Read the listing and extract each line that includes the word "index".

----

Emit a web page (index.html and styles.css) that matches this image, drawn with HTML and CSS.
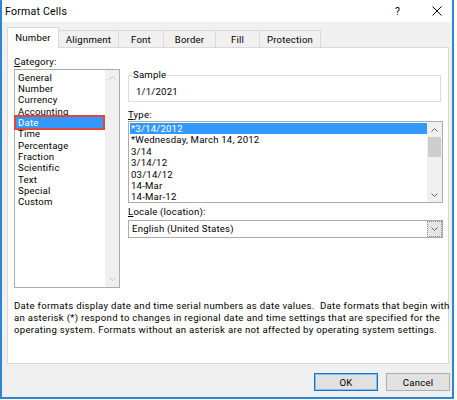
FILE: index.html
```html
<!DOCTYPE html>
<html>
<head>
<meta charset="utf-8">
<link rel="stylesheet" href="styles.css">
</head>
<body>
<div class="window">
  <div class="titlebar">
    <span class="title">Format Cells</span>
    <span class="help">?</span>
    <svg class="close" width="10" height="10" viewBox="0 0 10 10"><path d="M0.5 0.5L9.5 9.5M9.5 0.5L0.5 9.5" stroke="#000" stroke-width="1" fill="none"/></svg>
  </div>
  <div class="body">
    <div class="tabs">
      <div class="tab active t-number">Number</div>
      <div class="tab t-alignment">Alignment</div>
      <div class="tab t-font">Font</div>
      <div class="tab t-border">Border</div>
      <div class="tab t-fill">Fill</div>
      <div class="tab t-protection">Protection</div>
    </div>
    <div class="panel">
      <div class="cols">
        <div class="left">
          <div class="label"><u>C</u>ategory:</div>
          <div class="listbox cat">
            <div class="items">
              <div class="item">General</div>
              <div class="item">Number</div>
              <div class="item">Currency</div>
              <div class="item">Accounting</div>
              <div class="item sel marked">Date</div>
              <div class="item">Time</div>
              <div class="item">Percentage</div>
              <div class="item">Fraction</div>
              <div class="item">Scientific</div>
              <div class="item">Text</div>
              <div class="item">Special</div>
              <div class="item">Custom</div>
            </div>
            <div class="vscroll disabled">
              <div class="arrow"><svg width="7" height="4" viewBox="0 0 7 4"><path d="M0.5 3.5L3.5 0.5L6.5 3.5" stroke="currentColor" fill="none"/></svg></div>
              <div class="arrow"><svg width="7" height="4" viewBox="0 0 7 4"><path d="M0.5 0.5L3.5 3.5L6.5 0.5" stroke="currentColor" fill="none"/></svg></div>
            </div>
          </div>
        </div>
        <div class="right">
          <fieldset class="sample">
            <legend>Sample</legend>
            <div class="sample-value">1/1/2021</div>
          </fieldset>
          <div class="label type-label"><u>T</u>ype:</div>
          <div class="listbox typelist">
            <div class="items">
              <div class="item sel">*3/14/2012</div>
              <div class="item">*Wednesday, March 14, 2012</div>
              <div class="item">3/14</div>
              <div class="item">3/14/12</div>
              <div class="item">03/14/12</div>
              <div class="item">14-Mar</div>
              <div class="item">14-Mar-12</div>
            </div>
            <div class="vscroll">
              <div class="arrow"><svg width="7" height="4" viewBox="0 0 7 4"><path d="M0.5 3.5L3.5 0.5L6.5 3.5" stroke="currentColor" fill="none"/></svg></div>
              <div class="thumb"></div>
              <div class="spacer"></div>
              <div class="arrow"><svg width="7" height="4" viewBox="0 0 7 4"><path d="M0.5 0.5L3.5 3.5L6.5 0.5" stroke="currentColor" fill="none"/></svg></div>
            </div>
          </div>
          <div class="label locale-label"><u>L</u>ocale (location):</div>
          <div class="combo">
            <span class="combo-text">English (United States)</span>
            <span class="combo-btn"><svg width="7" height="4" viewBox="0 0 7 4"><path d="M0.5 0.5L3.5 3.5L6.5 0.5" stroke="currentColor" fill="none"/></svg></span>
          </div>
        </div>
      </div>
      <p class="desc">Date formats display date and time serial numbers as date values.&nbsp; Date formats that begin with<br>an asterisk (*) respond to changes in regional date and time settings that are specified for the<br>operating system. Formats without an asterisk are not affected by operating system settings.</p>
    </div>
    <div class="buttons">
      <button class="btn default">OK</button>
      <button class="btn">Cancel</button>
    </div>
  </div>
</div>
</body>
</html>
```

FILE: styles.css
```css
html, body {
  margin: 0;
  padding: 0;
  background: #ffffff;
}
body {
  font-family: Roboto, "Noto Sans", sans-serif;
  font-size: 9.6px;
  letter-spacing: 0.2px;
  color: #000;
}
.window {
  box-sizing: border-box;
  width: 454px;
  height: 399px;
  border: 2px solid #2b86d6;
  border-top: 0;
  background: #f0f0f0;
  display: flex;
  flex-direction: column;
}
.titlebar {
  height: 22px;
  flex: none;
  background: #fff;
  display: flex;
  align-items: center;
  padding-left: 3px;
}
.title {
  font-size: 10.6px;
}
.help {
  margin-left: auto;
  font-size: 10.5px;
  width: 6px;
}
.close {
  margin-left: 31px;
  margin-right: 10px;
}
.body {
  flex: 1;
  display: flex;
  flex-direction: column;
  padding: 6px 3px 0 5px;
}
.tabs {
  display: flex;
  align-items: flex-end;
  height: 20px;
  position: relative;
  z-index: 1;
  margin-bottom: -1px;
}
.tab {
  box-sizing: border-box;
  flex: none;
  height: 17px;
  border: 1px solid #d9d9d9;
  border-bottom: 0;
  background: #f0f0f0;
  display: flex;
  align-items: center;
  justify-content: center;
  margin-left: -1px;
  margin-bottom: 1px;
}
.tab:first-child {
  margin-left: 0;
}
.t-number { width: 52px; }
.t-alignment { width: 61px; }
.t-font { width: 46px; }
.t-border { width: 53px; }
.t-fill { width: 45px; }
.t-protection { width: 62px; }
.tab.active {
  height: 21px;
  background: #fff;
  margin-bottom: 0;
  padding-bottom: 1px;
}
.panel {
  box-sizing: border-box;
  height: 317px;
  flex: none;
  background: #fff;
  border: 1px solid #d9d9d9;
  padding: 8px 4px 0 6px;
}
.cols {
  display: flex;
  gap: 8px;
}
.left {
  width: 106px;
  flex: none;
}
.right {
  width: 315px;
  flex: none;
}
.label {
  line-height: 12px;
  height: 12px;
}
.listbox {
  box-sizing: border-box;
  border: 1px solid #acacac;
  background: #fff;
  display: flex;
}
.items {
  flex: 1;
  padding-top: 1px;
}
.item {
  height: 11.36px;
  line-height: 11.36px;
  padding-left: 3px;
  white-space: nowrap;
}
.item.sel {
  background: #3399ff;
  color: #fff;
}
.cat {
  height: 219px;
  margin-top: 1px;
}
.cat .items {
  padding-top: 1.5px;
}
.item.marked {
  margin: 0 2px 0 1px;
  padding-left: 2px;
  outline: 2px solid #e5453b;
}
.vscroll {
  width: 15px;
  flex: none;
  background: #f0f0f0;
  display: flex;
  flex-direction: column;
  justify-content: space-between;
  color: #606060;
}
.cat .vscroll {
  width: 14px;
}
.vscroll.disabled {
  color: #c3c3c3;
}
.arrow {
  height: 16px;
  display: flex;
  align-items: center;
  justify-content: center;
}
.typelist .arrow {
  height: 15px;
}
.thumb {
  height: 20px;
  background: #cdcdcd;
  margin: 0 1px;
}
.spacer {
  flex: 1;
}
.sample {
  margin: 13px 2px 0 0;
  padding: 5px 6px 3px 7px;
  border: 1px solid #dcdcdc;
  min-width: 0;
}
.sample legend {
  padding: 0 1px;
  margin-left: -4px;
  line-height: 12px;
}
.sample-value {
  line-height: 12px;
  height: 12px;
}
.type-label {
  margin-top: 7px;
}
.typelist {
  height: 82px;
}
.typelist .items {
  padding: 1px 0 0 1px;
}
.typelist .item {
  padding-left: 1px;
  height: 11.4px;
  line-height: 11.4px;
}
.locale-label {
  margin-top: 3px;
}
.combo {
  box-sizing: border-box;
  margin-top: 2px;
  height: 18px;
  border: 1px solid #acacac;
  background: #fff;
  display: flex;
  align-items: stretch;
}
.combo-text {
  flex: 1;
  padding-left: 3px;
  line-height: 16px;
}
.combo-btn {
  box-sizing: border-box;
  width: 15px;
  background: #e5e5e5;
  border: 1px dotted #8a8a8a;
  color: #606060;
  display: flex;
  align-items: center;
  justify-content: center;
}
.desc {
  margin: 12px 0 0 0;
  line-height: 12px;
  letter-spacing: 0.3px;
  white-space: nowrap;
}
.buttons {
  display: flex;
  justify-content: flex-end;
  gap: 8px;
  margin-top: 9px;
  margin-right: -1px;
}
.btn {
  box-sizing: border-box;
  width: 64px;
  height: 18px;
  padding: 0;
  font-family: inherit;
  font-size: 9.6px;
  letter-spacing: 0.2px;
  color: #000;
  background: #e1e1e1;
  border: 1px solid #adadad;
}
.btn.default {
  border-color: #0078d7;
  box-shadow: inset 0 0 0 1px rgba(0, 120, 215, 0.35);
}
```
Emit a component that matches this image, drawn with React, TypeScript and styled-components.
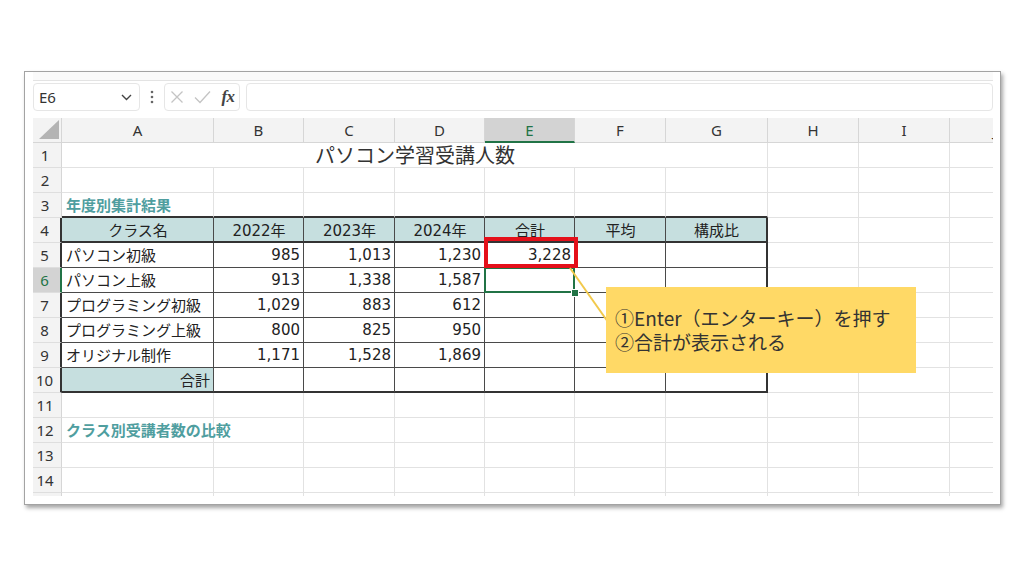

----

**Output of the exercise:**
Emit a web page (index.html and styles.css) that matches this image, drawn with HTML and CSS.
FILE: index.html
  z-index: 1;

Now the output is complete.